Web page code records
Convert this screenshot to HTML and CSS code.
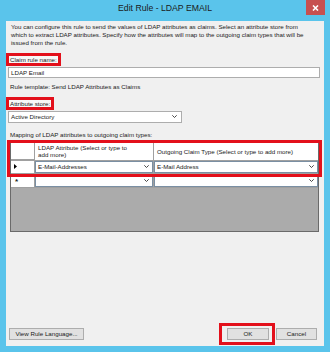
FILE: index.html
```html
<!DOCTYPE html>
<html>
<head>
<meta charset="utf-8">
<link rel="stylesheet" href="styles.css">
</head>
<body>
<div class="window">
  <div class="titlebar">
    <div class="tb-spacer"></div>
    <div class="title">Edit Rule - LDAP EMAIL</div>
    <div class="close"><svg width="7" height="6" viewBox="0 0 7 6"><path d="M1 0.5 L6 5.5 M6 0.5 L1 5.5" stroke="#fff" stroke-width="1.6" fill="none"/></svg></div>
  </div>
  <div class="client">
    <p class="desc">You can configure this rule to send the values of LDAP attributes as claims. Select an attribute store from<br>which to extract LDAP attributes. Specify how the attributes will map to the outgoing claim types that will be<br>issued from the rule.</p>
    <span class="mark label">Claim rule name:</span>
    <div class="textbox">LDAP Email</div>
    <p class="template">Rule template: Send LDAP Attributes as Claims</p>
    <span class="mark label mark2">Attribute store:</span>
    <div class="select"><span>Active Directory</span><svg class="chev" width="5" height="3" viewBox="0 0 5 3"><path d="M0.3 0.3 L2.5 2.5 L4.7 0.3" stroke="#333" stroke-width="0.9" fill="none"/></svg></div>
    <p class="maplabel">Mapping of LDAP attributes to outgoing claim types:</p>
    <div class="grid-wrap">
      <div class="grid">
        <div class="row head">
          <div class="rh"></div>
          <div class="hc">LDAP Attribute (Select or type to<br>add more)</div>
          <div class="hc">Outgoing Claim Type (Select or type to add more)</div>
        </div>
        <div class="row data">
          <div class="rh"><svg width="3" height="5" viewBox="0 0 3 5"><path d="M0 0 L3 2.5 L0 5 Z" fill="#000"/></svg></div>
          <div class="cell"><div class="combo"><span>E-Mail-Addresses</span><svg class="chev" width="5" height="3" viewBox="0 0 5 3"><path d="M0.3 0.3 L2.5 2.5 L4.7 0.3" stroke="#333" stroke-width="0.9" fill="none"/></svg></div></div>
          <div class="cell"><div class="combo"><span>E-Mail Address</span><svg class="chev" width="5" height="3" viewBox="0 0 5 3"><path d="M0.3 0.3 L2.5 2.5 L4.7 0.3" stroke="#333" stroke-width="0.9" fill="none"/></svg></div></div>
        </div>
        <div class="row data">
          <div class="rh star">*</div>
          <div class="cell"><div class="combo"><span></span><svg class="chev" width="5" height="3" viewBox="0 0 5 3"><path d="M0.3 0.3 L2.5 2.5 L4.7 0.3" stroke="#333" stroke-width="0.9" fill="none"/></svg></div></div>
          <div class="cell"><div class="combo"><span></span><svg class="chev" width="5" height="3" viewBox="0 0 5 3"><path d="M0.3 0.3 L2.5 2.5 L4.7 0.3" stroke="#333" stroke-width="0.9" fill="none"/></svg></div></div>
        </div>
      </div>
      <div class="grid-mark"></div>
    </div>
    <div class="spacer"></div>
    <div class="buttons">
      <button class="btn btn-view">View Rule Language...</button>
      <div class="right">
        <span class="mark-ok"><button class="btn btn-ok">OK</button></span>
        <button class="btn btn-cancel">Cancel</button>
      </div>
    </div>
  </div>
</div>
</body>
</html>
```

FILE: styles.css
```css
* { box-sizing: border-box; }
html, body { margin: 0; padding: 0; }
body {
  font-family: "Liberation Sans", Arial, sans-serif;
  color: #000;
  background: #5ac4eb;
}
.window {
  width: 330px;
  height: 352px;
  background: #5ac4eb;
  display: flex;
  flex-direction: column;
  padding: 0 6px 6px 6px;
}
.titlebar {
  height: 21px;
  flex: none;
  display: grid;
  grid-template-columns: 1fr auto 1fr;
  align-items: start;
}
.title {
  font-size: 8.7px;
  line-height: 10px;
  padding-top: 3px;
  color: #1a1a1a;
}
.close {
  justify-self: end;
  width: 19px;
  height: 15px;
  margin-right: -1px;
  background: #c75050;
  display: flex;
  align-items: center;
  justify-content: center;
}
.client {
  flex: 1;
  background: #f0f0f0;
  display: flex;
  flex-direction: column;
  align-items: flex-start;
  padding: 0 2px;
  font-size: 6.2px;
  color: #1a1a1a;
}
.desc {
  margin: 1.5px 0 0 3px;
  line-height: 8.3px;
  white-space: nowrap;
}
.mark {
  display: inline-block;
  border: 3px solid #e3101b;
  padding: 0 1px;
  line-height: 7px;
  margin: 5.5px 0 0 -2px;
  background: #f7f7f7;
}
.mark2 { margin-top: 6px; }
.textbox {
  margin-top: 1px;
  height: 11px;
  width: 312px;
  background: #fff;
  border: 1px solid #adadad;
  padding-left: 2px;
  line-height: 9px;
}
.template {
  margin: 5px 0 0 2px;
  line-height: 8px;
}
.select {
  margin-top: 1px;
  height: 12px;
  width: 174px;
  background: #fff;
  border: 1px solid #adadad;
  padding: 0 4px 0 2px;
  display: flex;
  align-items: center;
  justify-content: space-between;
}
.maplabel {
  margin: 8px 0 0 2px;
  line-height: 8px;
}
.grid-wrap {
  position: relative;
  margin: 3px 0 0 2px;
  width: 309px;
}
.grid {
  height: 90px;
  background: #ababab;
  border: 1px solid #6a6a6a;
}
.row {
  display: grid;
  grid-template-columns: 23px 119px 1fr;
}
.row.head {
  height: 18px;
  background: #fff;
  border-bottom: 1px solid #a0a0a0;
}
.hc {
  border-left: 1px solid #a0a0a0;
  padding-left: 3px;
  line-height: 7px;
  display: flex;
  align-items: center;
}
.row.data { height: 13px; }
.row.data + .row.data { margin-top: 1px; }
.rh {
  background: #fff;
  border-bottom: 1px solid #a0a0a0;
  display: flex;
  align-items: center;
  padding-left: 3px;
}
.rh.star { font-size: 8px; font-weight: bold; padding-left: 4px; line-height: 8px; padding-top: 2px; }
.cell {
  background: #fff;
  border-left: 1px solid #a0a0a0;
  border-bottom: 1px solid #a0a0a0;
}
.combo {
  height: 100%;
  border: 1px solid #7a8fa3;
  display: flex;
  align-items: center;
  justify-content: space-between;
  padding: 0 3px 0 2px;
  line-height: 8px;
}
.chev { flex: none; }
.grid-mark {
  position: absolute;
  left: -3px;
  top: -2px;
  width: 315px;
  height: 37px;
  border: 3px solid #e3101b;
}
.spacer { flex: 1; }
.buttons {
  align-self: stretch;
  display: flex;
  align-items: center;
  justify-content: space-between;
  height: 22px;
  margin-bottom: 1px;
  padding-right: 5px;
}
.right {
  display: flex;
  align-items: center;
}
.btn {
  font-family: "Liberation Sans", Arial, sans-serif;
  font-size: 6.2px;
  height: 12px;
  background: #e1e1e1;
  border: 1px solid #adadad;
  padding: 0;
  margin: 0;
  color: #1a1a1a;
  line-height: 10px;
}
.btn-view { width: 75px; margin-left: 1px; }
.mark-ok {
  display: flex;
  border: 3px solid #e3101b;
  padding: 2px 3px 2px 5px;
}
.btn-ok { width: 42px; }
.btn-cancel { width: 41px; margin-left: 1px; }
```
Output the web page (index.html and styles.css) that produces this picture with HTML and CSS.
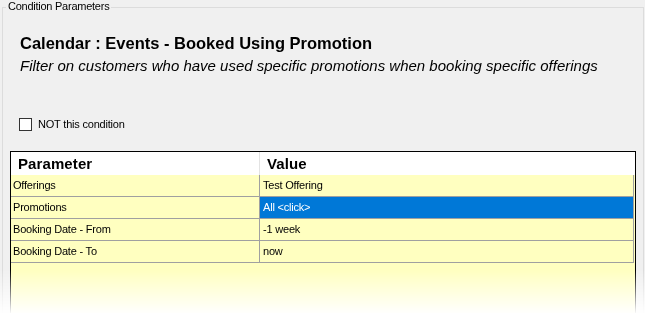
FILE: index.html
```html
<!DOCTYPE html>
<html>
<head>
<meta charset="utf-8">
<link rel="stylesheet" href="styles.css">
</head>
<body>
<div class="page">
  <div class="group">
    <div class="legend">Condition Parameters</div>
    <div class="head">
      <h1 class="title">Calendar : Events - Booked Using Promotion</h1>
      <p class="subtitle">Filter on customers who have used specific promotions when booking specific offerings</p>
    </div>
    <label class="not"><span class="box"></span><span>NOT this condition</span></label>
    <div class="grid">
      <div class="row hdr"><div class="c1">Parameter</div><div class="c2">Value</div></div>
      <div class="row"><div class="c1">Offerings</div><div class="c2">Test Offering</div></div>
      <div class="row"><div class="c1">Promotions</div><div class="c2 sel">All &lt;click&gt;</div></div>
      <div class="row"><div class="c1">Booking Date - From</div><div class="c2">-1 week</div></div>
      <div class="row"><div class="c1">Booking Date - To</div><div class="c2">now</div></div>
    </div>
  </div>
</div>
</body>
</html>
```
FILE: styles.css
```css
html, body { margin: 0; padding: 0; background: #ffffff; }
body { font-family: "Liberation Sans", Arial, sans-serif; color: #000; }
.page {
  width: 645px; height: 313px; overflow: hidden; background: #f0f0f0;
  padding-top: 7px; box-sizing: border-box;
  -webkit-mask-image: linear-gradient(to bottom, #000 270px, rgba(0,0,0,0.03) 313px);
  mask-image: linear-gradient(to bottom, #000 270px, rgba(0,0,0,0.03) 313px);
}
.group {
  position: relative; margin: 0 1px 0 2px; height: 320px;
  border: 1px solid #dcdcdc; border-bottom: none;
  display: flex; flex-direction: column;
}
.legend {
  position: absolute; top: -8px; left: 3px; padding: 0 2px;
  background: #f0f0f0; font-size: 11px; line-height: 13px; letter-spacing: -0.25px; color: #000;
}
.head { padding-left: 17px; }
.title { margin: 25px 0 0; font-size: 16.5px; line-height: 20px; font-weight: bold; }
.subtitle { margin: 4px 0 0; font-size: 15px; line-height: 18px; font-style: italic; }
.not { display: flex; align-items: center; gap: 6px; margin: 43px 0 0 16px; font-size: 11px; line-height: 13px; height: 13px; letter-spacing: -0.2px; }
.box { width: 11px; height: 11px; border: 1px solid #333; background: #fff; }
.grid {
  margin: 20px 0 0 7px; width: 624px; flex: 1;
  border: 1px solid #000; background: #ffffc0;
  font-size: 11px; letter-spacing: -0.2px;
}
.row { display: flex; height: 21px; border-bottom: 1px solid #a0a0a0; width: 622px; border-right: 1px solid #a0a0a0; }
.row .c1 { width: 246px; padding-left: 2px; border-right: 1px solid #a0a0a0; line-height: 21px; }
.row .c2 { flex: 1; padding-left: 3px; line-height: 21px; }
.row .sel { background: #0078d7; color: #fff; }
.hdr { height: 23px; background: #fff; border-bottom: none; border-right: none; width: 624px; font-size: 15px; font-weight: bold; letter-spacing: 0.1px; }
.hdr .c1 { line-height: 23px; padding-left: 7px; width: 241px; border-right: 1px solid #e3e3e3; }
.hdr .c2 { line-height: 23px; padding-left: 7px; }
```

#### Problem description
Copy, from the material above, each line in which the string "that" occurs.

#### Written response
    <p class="desc">You can configure this rule to send the values of LDAP attributes as claims. Select an attribute store from<br>which to extract LDAP attributes. Specify how the attributes will map to the outgoing claim types that will be<br>issued from the rule.</p>
Output the web page (index.html and styles.css) that produces this picture with HTML and CSS.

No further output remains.